### STATED PROBLEM
Tally every line of the listing where the string "this" is found, and state the total alone.

### RECORDS FOR THE TASK
------------

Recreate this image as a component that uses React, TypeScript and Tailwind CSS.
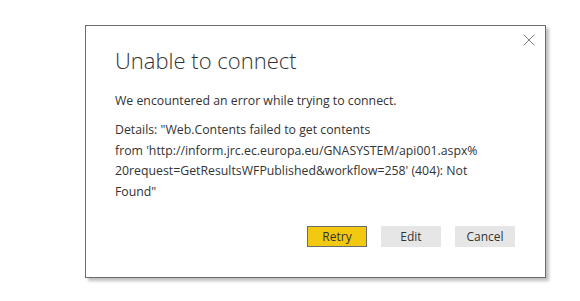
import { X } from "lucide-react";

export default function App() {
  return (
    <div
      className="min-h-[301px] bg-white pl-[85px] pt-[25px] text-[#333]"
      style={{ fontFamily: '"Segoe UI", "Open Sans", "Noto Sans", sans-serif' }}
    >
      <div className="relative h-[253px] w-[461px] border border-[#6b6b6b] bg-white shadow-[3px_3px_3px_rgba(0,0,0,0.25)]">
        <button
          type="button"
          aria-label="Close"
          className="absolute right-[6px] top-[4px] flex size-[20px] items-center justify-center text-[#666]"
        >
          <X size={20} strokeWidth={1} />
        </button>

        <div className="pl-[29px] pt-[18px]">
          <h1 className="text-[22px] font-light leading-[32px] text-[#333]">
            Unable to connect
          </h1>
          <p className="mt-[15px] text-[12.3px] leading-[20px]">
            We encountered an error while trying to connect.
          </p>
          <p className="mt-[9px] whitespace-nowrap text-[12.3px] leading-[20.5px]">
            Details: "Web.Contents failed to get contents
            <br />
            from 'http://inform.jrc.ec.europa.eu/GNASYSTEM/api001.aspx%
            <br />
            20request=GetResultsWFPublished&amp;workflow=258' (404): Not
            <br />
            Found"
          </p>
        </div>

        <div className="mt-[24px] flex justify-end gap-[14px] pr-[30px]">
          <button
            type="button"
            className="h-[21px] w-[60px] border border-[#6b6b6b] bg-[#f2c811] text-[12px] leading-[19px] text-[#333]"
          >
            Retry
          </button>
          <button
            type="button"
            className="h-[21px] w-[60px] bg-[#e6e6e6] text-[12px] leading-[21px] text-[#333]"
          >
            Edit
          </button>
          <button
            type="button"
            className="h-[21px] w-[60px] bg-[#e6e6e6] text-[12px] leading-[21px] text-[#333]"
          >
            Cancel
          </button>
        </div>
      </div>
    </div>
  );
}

------------

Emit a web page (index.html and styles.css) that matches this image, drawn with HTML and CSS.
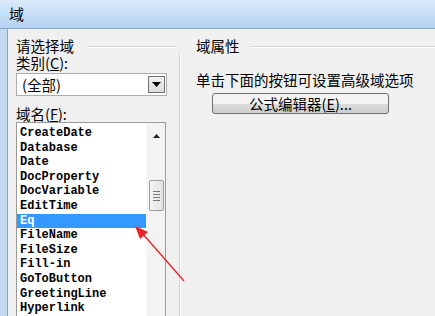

------------

### THE SOLUTION
2